One hitch in this strategy is that it’s not really a thing yet, except maybe in the post season when playoff teams can push their back-of-the rotation starters to the bullpen.  Kenta Maeda (RHP, LA), referenced above, only pitched in relief four times during the regular season. And he’s on one of the teams seemingly most likely to follow such a strategy, because of its phenomenal depth.  If we roster Maeda, it’s primarily as a starter. Other teams that cannot muster five decent hurlers for their rotation are both less likely to garner wins and less likely to have a strong reliever available in that spot regularly.

Many Vultures are just Bad
There are other problems with a relief-wins strategy, and the first is that many of the relief pitchers who earn vulture wins are just not very good. McGowan (RHP, FA), for example, ended the season with a 4.75 ERA and earned exactly $0 for his owners despite the boost in wins in a 12-team mono league. Seven-game winner Hansel Robles (RHP, NYM) produced similarly mediocre results (4.92 ERA, -$1). 

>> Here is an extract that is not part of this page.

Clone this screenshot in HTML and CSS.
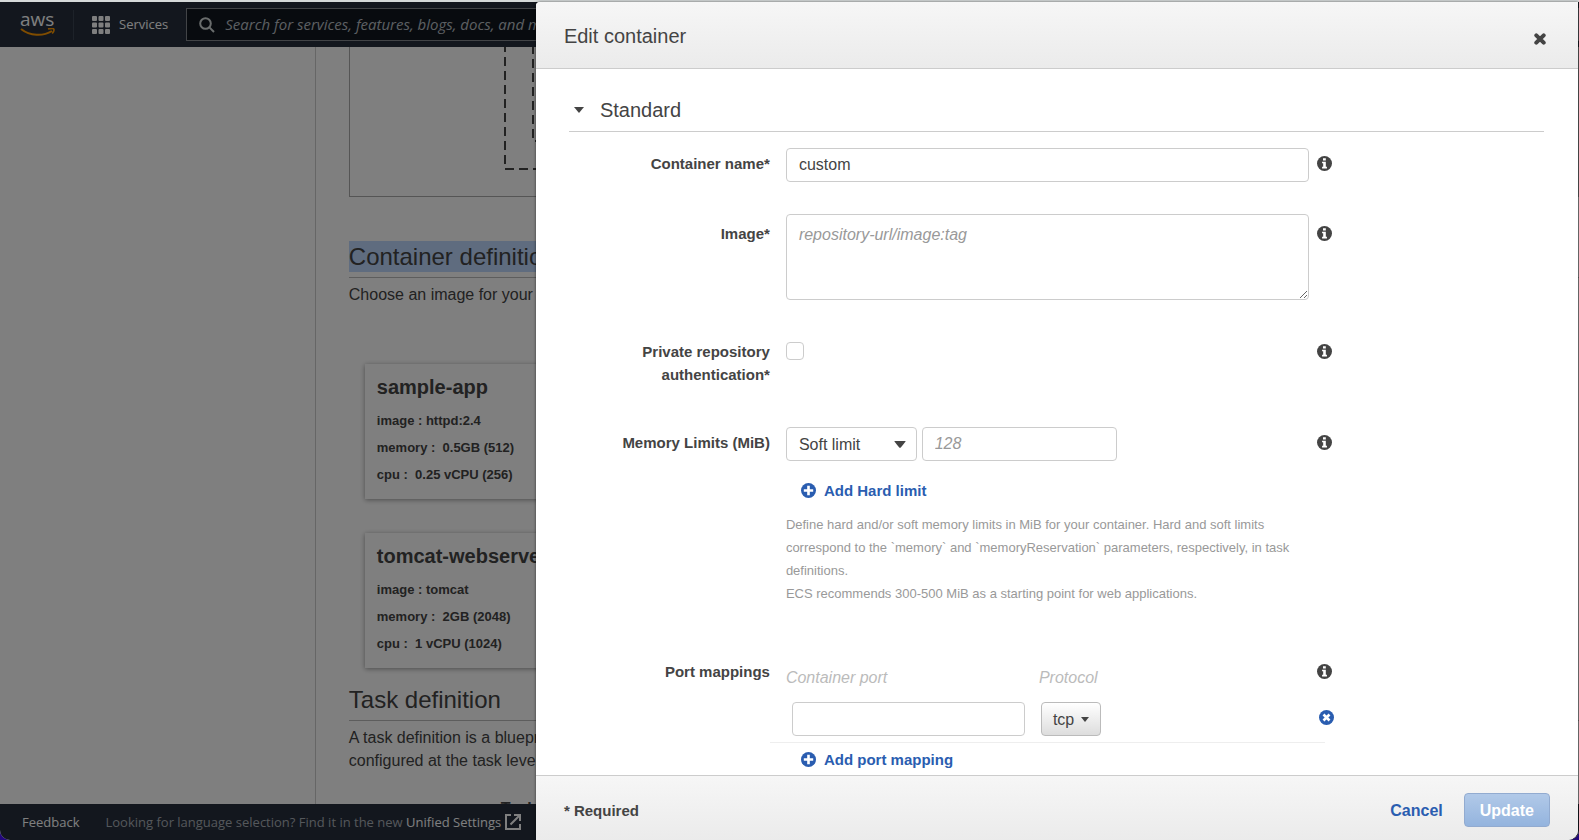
FILE: index.html
```html
<!DOCTYPE html>
<html lang="en">
<head>
    <meta charset="UTF-8">
    <meta name="viewport" content="width=device-width, initial-scale=1.0">
    <title>Edit container</title>
    <link rel="stylesheet" href="styles.css">
</head>
<body>
    <!-- shared icons -->
    <svg class="sprite" aria-hidden="true">
        <symbol id="icon-info" viewBox="0 0 16 16">
            <circle cx="8" cy="8" r="8"/>
            <path fill="#fff" d="M6.4 2.3h3v2.4h-3zM5.4 6h4v5.4h1.2v1.8H5.4v-1.8h1.2V7.8H5.4z"/>
        </symbol>
        <symbol id="icon-plus" viewBox="0 0 16 16">
            <circle cx="8" cy="8" r="8"/>
            <path fill="#fff" d="M6.6 3h2.800v3.600H13v2.800H9.400V13H6.600V9.400H3V6.600h3.600z"/>
        </symbol>
        <symbol id="icon-remove" viewBox="0 0 16 16">
            <circle cx="8" cy="8" r="8"/>
            <path stroke="#fff" stroke-width="2.8" d="M4.8 4.8l6.4 6.4M11.2 4.8l-6.4 6.4"/>
        </symbol>
    </svg>

    <div class="page">
        <header class="navbar">
            <a href="#" class="logo" aria-label="aws home">
                <span class="logo-text">aws</span>
                <svg class="logo-smile" width="36" height="10" viewBox="0 0 36 10" fill="none" stroke="#ff9900">
                    <path stroke-width="2" d="M1 1c9 7.200 22 7.600 31 2"/>
                    <path stroke-width="1.600" d="M28 .9c3-.6 5.400-.6 5.800.2s-.4 3-1.600 4.400"/>
                </svg>
            </a>
            <button type="button" class="services">
                <svg width="18" height="18" viewBox="0 0 18 18" fill="#fff">
                    <rect width="5" height="5" rx="1"/><rect x="6.500" width="5" height="5" rx="1"/><rect x="13" width="5" height="5" rx="1"/>
                    <rect y="6.500" width="5" height="5" rx="1"/><rect x="6.500" y="6.500" width="5" height="5" rx="1"/><rect x="13" y="6.500" width="5" height="5" rx="1"/>
                    <rect y="13" width="5" height="5" rx="1"/><rect x="6.500" y="13" width="5" height="5" rx="1"/><rect x="13" y="13" width="5" height="5" rx="1"/>
                </svg>
                Services
            </button>
            <div class="search">
                <svg width="16" height="16" viewBox="0 0 16 16" fill="none" stroke="#d5dbdb" stroke-width="2">
                    <circle cx="6.500" cy="6.500" r="5.300"/>
                    <path d="M10.400 10.400L15 15"/>
                </svg>
                <input type="text" aria-label="Search" placeholder="Search for services, features, blogs, docs, and more">
            </div>
        </header>

        <div class="layout">
            <nav class="sidebar"></nav>
            <main class="content">
                <div class="diagram">
                    <svg width="190" height="149" fill="none" stroke="#444" stroke-width="2" stroke-dasharray="9 5">
                        <path d="M155 -4V122H190"/>
                        <path d="M183 -2V94H190"/>
                    </svg>
                </div>
                <h2 class="section-title"><span class="selected">Container definition</span></h2>
                <p class="intro">Choose an image for your container below to get started quickly.</p>
                <div class="cards">
                    <div class="card">
                        <h3>sample-app</h3>
                        <p>image : httpd:2.4</p>
                        <p>memory : &nbsp;0.5GB (512)</p>
                        <p>cpu : &nbsp;0.25 vCPU (256)</p>
                    </div>
                    <div class="card">
                        <h3>tomcat-webserver</h3>
                        <p>image : tomcat</p>
                        <p>memory : &nbsp;2GB (2048)</p>
                        <p>cpu : &nbsp;1 vCPU (1024)</p>
                    </div>
                </div>
                <h2 class="section-title">Task definition</h2>
                <p class="intro">A task definition is a blueprint for your application.<br>configured at the task level using parameters.</p>
                <p class="task-name">Task</p>
            </main>
        </div>

        <footer class="page-footer">
            <a href="#" class="feedback">Feedback</a>
            <span>Looking for language selection? Find it in the new <a href="#">Unified Settings</a></span>
            <svg width="16" height="16" viewBox="0 0 16 16" fill="none" stroke="#fff" stroke-width="2">
                <path d="M6 1H1v14h14v-5M9 1h6v6M15 1L5.500 10.500"/>
            </svg>
        </footer>
        <div class="overlay"></div>
    </div>

    <section class="modal" role="dialog" aria-labelledby="modalTitle">
        <header class="modal-header">
            <h1 id="modalTitle">Edit container</h1>
            <button type="button" class="close" aria-label="Close">
                <svg width="12" height="12" viewBox="0 0 12 12" stroke="#444" stroke-width="4" stroke-linecap="round">
                    <path d="M2.300 2.300l7.400 7.400M9.700 2.300L2.300 9.700"/>
                </svg>
            </button>
        </header>

        <form class="modal-body" id="containerForm">
            <h2 class="group-title">
                <svg width="10" height="6" viewBox="0 0 10 6" fill="#444"><path d="M0 0h10L5 6z"/></svg>
                Standard
            </h2>

            <div class="form-row">
                <label for="name">Container name*</label>
                <input type="text" id="name" value="custom">
                <svg class="icon info"><use href="#icon-info"/></svg>
            </div>

            <div class="form-row image-row">
                <label for="image">Image*</label>
                <textarea id="image" placeholder="repository-url/image:tag"></textarea>
                <svg class="icon info"><use href="#icon-info"/></svg>
            </div>

            <div class="form-row auth-row">
                <label for="auth">Private repository authentication*</label>
                <input type="checkbox" id="auth">
                <svg class="icon info"><use href="#icon-info"/></svg>
            </div>

            <div class="form-row memory-row">
                <label for="memory">Memory Limits (MiB)</label>
                <div>
                    <div class="memory-inputs">
                        <div class="select-wrap">
                            <select aria-label="Limit type">
                                <option>Soft limit</option>
                                <option>Hard limit</option>
                            </select>
                            <svg class="caret" width="12" height="7" viewBox="0 0 12 7" fill="#444"><path d="M1 0h10q1 0 .4.800L6.800 6.400q-.8.800-1.600 0L.6.800Q0 0 1 0z"/></svg>
                        </div>
                        <input type="text" id="memory" placeholder="128">
                    </div>
                    <button type="button" class="add-link hard-limit"><svg class="icon"><use href="#icon-plus"/></svg>Add Hard limit</button>
                    <p class="help">Define hard and/or soft memory limits in MiB for your container. Hard and soft limits correspond to the `memory` and `memoryReservation` parameters, respectively, in task definitions.<br>ECS recommends 300-500 MiB as a starting point for web applications.</p>
                </div>
                <svg class="icon info"><use href="#icon-info"/></svg>
            </div>

            <div class="form-row">
                <label for="port">Port mappings</label>
                <div class="ports">
                    <div class="port-grid port-head">
                        <span>Container port</span>
                        <span>Protocol</span>
                    </div>
                    <div class="port-grid port-line">
                        <input type="text" id="port">
                        <button type="button" class="protocol">tcp
                            <svg width="8" height="5" viewBox="0 0 8 5" fill="#444"><path d="M0 0h8L4 5z"/></svg>
                        </button>
                    </div>
                    <button type="button" class="add-link"><svg class="icon"><use href="#icon-plus"/></svg>Add port mapping</button>
                </div>
                <div class="port-icons">
                    <svg class="icon info"><use href="#icon-info"/></svg>
                    <button type="button" class="remove" aria-label="Remove port mapping"><svg class="icon"><use href="#icon-remove"/></svg></button>
                </div>
            </div>
        </form>

        <footer class="modal-footer">
            <strong>* Required</strong>
            <button type="button" class="cancel">Cancel</button>
            <button type="submit" form="containerForm" class="update" disabled>Update</button>
        </footer>
    </section>
</body>
</html>
```
FILE: styles.css
```css
* {
    box-sizing: border-box;
}
body {
    margin: 0;
    height: 100vh;
    overflow: hidden;
    background: #24087e;
    border-top: 2px solid #d5d9d9;
    font-family: "Liberation Sans", Arial, sans-serif;
    font-size: 16px;
    line-height: 23px;
    color: #444;
}
h1, h2, h3, p {
    margin: 0;
    font-weight: normal;
}
button, input, select, textarea {
    font: inherit;
    color: inherit;
}
button {
    border: none;
    background: none;
    padding: 0;
    cursor: pointer;
}
svg {
    flex: none;
}
a {
    color: inherit;
    text-decoration: none;
}
.sprite {
    display: none;
}

/* page behind the dialog */
.page {
    position: relative;
    display: flex;
    flex-direction: column;
    height: 100%;
    overflow: hidden;
    background: #fff;
    border-radius: 0 0 10px 10px;
}
.overlay {
    position: absolute;
    inset: 0;
    background: rgba(0, 0, 0, 0.5);
}
.navbar {
    flex: none;
    display: flex;
    align-items: center;
    height: 45px;
    padding-left: 20px;
    background: #262f3d;
    color: #fff;
    font-family: "Open Sans", sans-serif;
}
.logo {
    display: flex;
    flex-direction: column;
    width: 54px;
    height: 30px;
    border-right: 1px solid #3a4553;
}
.logo-text {
    font-size: 19px;
    line-height: 18px;
}
.services {
    display: flex;
    align-items: center;
    gap: 9px;
    margin: 0 18px;
    font-size: 13px;
}
.search {
    flex: 1;
    display: flex;
    align-items: center;
    gap: 10px;
    height: 33px;
    padding-left: 12px;
    border: 1px solid #84898f;
    background: #10171f;
}
.search input {
    flex: 1;
    border: none;
    background: none;
    padding: 0;
    font-size: 15px;
}
.search input::placeholder {
    color: #b9bfc4;
    opacity: 1;
    font-style: italic;
}
.layout {
    flex: 1;
    display: flex;
    min-height: 0;
}
.sidebar {
    width: 20%;
    border-right: 1px solid #ccc;
}
.content {
    flex: 1;
    padding-left: 33px;
}
.diagram {
    height: 150px;
    border: 1px solid #aaa;
    border-top: none;
}
.section-title {
    padding-bottom: 5px;
    border-bottom: 1px solid #bbb;
    font-size: 24px;
    line-height: 31px;
}
.diagram + .section-title {
    margin-top: 44px;
}
.selected {
    display: inline-block;
    background: #bfd8ff;
}
.intro {
    margin-top: 5px;
}
.cards {
    display: flex;
    flex-direction: column;
    gap: 34px;
    padding: 58px 16px 16px;
}
.card {
    height: 135px;
    padding: 10px 12px;
    box-shadow: 0 1px 5px rgba(0, 0, 0, 0.4);
    font-size: 13px;
    line-height: 27px;
}
.card h3 {
    margin-bottom: 7px;
    font-size: 20px;
    line-height: 26px;
    font-weight: bold;
}
.card p {
    font-weight: bold;
}
.task-name {
    padding: 25px 0 0 152px;
    font-weight: bold;
}
.page-footer {
    position: relative;
    flex: none;
    display: flex;
    align-items: center;
    height: 36px;
    padding-left: 22px;
    background: #262f3d;
    color: #aab0b7;
    font-family: "Open Sans", sans-serif;
    font-size: 13px;
}
.page-footer a {
    color: #fff;
}
.page-footer .feedback {
    margin-right: 26px;
}
.page-footer svg {
    margin-left: 4px;
}

/* dialog */
.modal {
    position: absolute;
    top: 2px;
    right: 1px;
    bottom: 0;
    width: 66%;
    display: flex;
    flex-direction: column;
    overflow: hidden;
    background: #fff;
    border-radius: 4px 0 10px 0;
    box-shadow: 0 0 3px rgba(0, 0, 0, 0.6);
}
.modal-header, .modal-footer {
    flex: none;
    display: flex;
    align-items: center;
    padding: 2px 28px 0;
    background: linear-gradient(#f6f6f6, #ebebeb);
}
.modal-header {
    height: 67px;
    justify-content: space-between;
    border-bottom: 1px solid #ccc;
}
.modal-header h1 {
    font-size: 20px;
}
.close {
    display: flex;
    margin: 6px 4px 0 0;
}
.modal-body {
    flex: 1;
    min-height: 0;
    overflow: hidden;
    padding: 24px 34px 0 33px;
}
.group-title {
    display: flex;
    align-items: center;
    gap: 16px;
    height: 39px;
    margin-bottom: 16px;
    padding: 0 0 4px 5px;
    border-bottom: 1px solid #ccc;
    font-size: 20px;
}
.form-row {
    display: grid;
    grid-template-columns: 209fr 523fr 227fr;
    column-gap: 8px;
    align-items: start;
    margin-bottom: 32px;
}
.form-row > label {
    padding: 4px 8px 0 40px;
    text-align: right;
    font-size: 15px;
    font-weight: bold;
}
.image-row {
    margin-bottom: 36px;
}
.image-row > label {
    padding-top: 8px;
}
.auth-row {
    margin-bottom: 41px;
}
.memory-row {
    margin-bottom: 51px;
}
.modal input[type="text"], .modal textarea, .modal select {
    width: 100%;
    height: 34px;
    padding: 0 12px;
    border: 1px solid #ccc;
    border-radius: 4px;
    background: #fff;
}
.modal textarea {
    display: block;
    height: 86px;
    padding-top: 8px;
}
.modal ::placeholder {
    color: #999;
    opacity: 1;
    font-style: italic;
}
.modal input[type="checkbox"] {
    appearance: none;
    width: 18px;
    height: 18px;
    margin: 6px 0 0;
    border: 1px solid #ccc;
    border-radius: 4px;
}
.icon {
    width: 15px;
    height: 15px;
    fill: #2a5db0;
}
.icon.info {
    margin-top: 8px;
    fill: #444;
}
.image-row .icon {
    margin-top: 12px;
}
.memory-inputs {
    display: flex;
    gap: 5px;
}
.select-wrap {
    position: relative;
    width: 25%;
}
.modal select {
    appearance: none;
}
.caret {
    position: absolute;
    top: 14px;
    right: 11px;
    pointer-events: none;
}
.modal .memory-inputs input {
    width: 195px;
}
.add-link {
    display: flex;
    align-items: center;
    gap: 8px;
    margin-left: 15px;
    color: #2a5db0;
    font-size: 15px;
    font-weight: bold;
}
.hard-limit {
    margin-top: 18px;
}
.help {
    margin-top: 11px;
    font-size: 13px;
    color: #999;
}
.ports {
    padding-top: 10px;
}
.port-grid {
    display: grid;
    grid-template-columns: 237fr 270fr;
    column-gap: 16px;
}
.port-head {
    margin-bottom: 13px;
    font-style: italic;
    color: #bbb;
}
.port-line {
    margin: 0 -16px 5px;
    padding: 0 16px 6px;
    border-bottom: 1px solid #eee;
}
.modal .port-line input {
    width: auto;
    margin-left: 6px;
}
.protocol {
    display: flex;
    align-items: center;
    justify-self: start;
    gap: 7px;
    height: 34px;
    padding: 0 11px;
    border: 1px solid #bbb;
    border-radius: 4px;
    background: linear-gradient(#fff, #ddd);
}
.port-icons {
    display: flex;
    flex-direction: column;
}
.remove {
    display: flex;
    margin: 31px 0 0 2px;
}
.modal-footer {
    height: 65px;
    padding-top: 4px;
    border-top: 1px solid #ccc;
}
.modal-footer strong {
    font-size: 15px;
}
.cancel {
    margin: 0 21px 0 auto;
    color: #2a5db0;
    font-weight: bold;
}
.update {
    height: 34px;
    padding: 0 15px;
    border: 1px solid #92abd0;
    border-radius: 4px;
    background: linear-gradient(#b1c9e8, #94b4de);
    color: #fff;
    font-weight: bold;
}
```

Looking at the whole universe of RP who racked up seven or more wins last season, 40 percent are projected to earn $0 or worse in 2018, while another 40 percent are projected at $2 or less even in deep mono leagues. (Excluded from the study are RP who started 2017 as closers, because these pitchers were not available at a cheap price.)

Relief Wins not Repeatable
Secondly, there is not much evidence that relief wins are a repeatable skill.  Only Givens and Robles among the top RP winners earned five or more Ws the previous year, though Chris Devenski (RHP, HOU) (8 wins in 2017) and Matt Barnes (RHP, BOS) (7) did garner four that season.  (Despite a few wins, there was little reason to roster Barnes, with his 4.05 ERA, 1.40 WHIP and -$1 value). Let’s look at the top relief winners from 2016 and see how they did the following season:

Relief W          2016  2017
============      ====  ====
Miller             10     4
Brach              10     4
Thornburg           8     0
Givens              8     8
Feliz               8     4
Phelps              7     4
Bush                7     3
Blanton             7     2
Barnette            7     2
Feldman             7     7*
Grilli              7     2
Quackenbush         7     0
E. Ramirez          7     5
Warren              7     3

(*Feldman is included only for reference, because he was converted to a starter in 2017; you didn’t want him on your team anyway (4.77 ERA, $0)).

There is great fluidity in relief wins.  Only one of the top 13 relief winners from the previous year repeated in 2017 (Givens). And 2016’s 10-game winners Andrew Miller (LHP, CLE) and Brad Brach (RHP, BAL), while still quite valuable in AL-only leagues, each generated only four wins apiece in the following season.

Those numbers won’t solve the wins crisis. Trying to target non-closer RPs who will earn Ws is a fool’s errand for the most part. Wins are scattered throughout the bullpen, and when many teams feature eight or more relievers (and several more throughout the course of the year), there are plenty to share the bounty.  Analysts show little ability to project in advance the few who will stand out in the wins column in a given year.

For fantasy owners who need to roster non-closer relievers, a superior strategy is to target high-strikeout guys with skills. The latter stand a better chance to help in multiple categories. With opportunity, they could morph into closers or starters … or occasionally luck into wins. Whether they continue to collect multiple wins or not, bullpen standouts such as Givens (projected 10.6 Dom, 112 BPV and $8) and Chris Devenski (10.5 Dom, 130 BPV and $12) are typically underpriced in auctions and thus positioned to return some value, as are relievers with little Wins history such as Tyler Lyons (LHP, STL) (116, 9.2 and $6). 

Draft skilled relievers, and count any wins as gravy.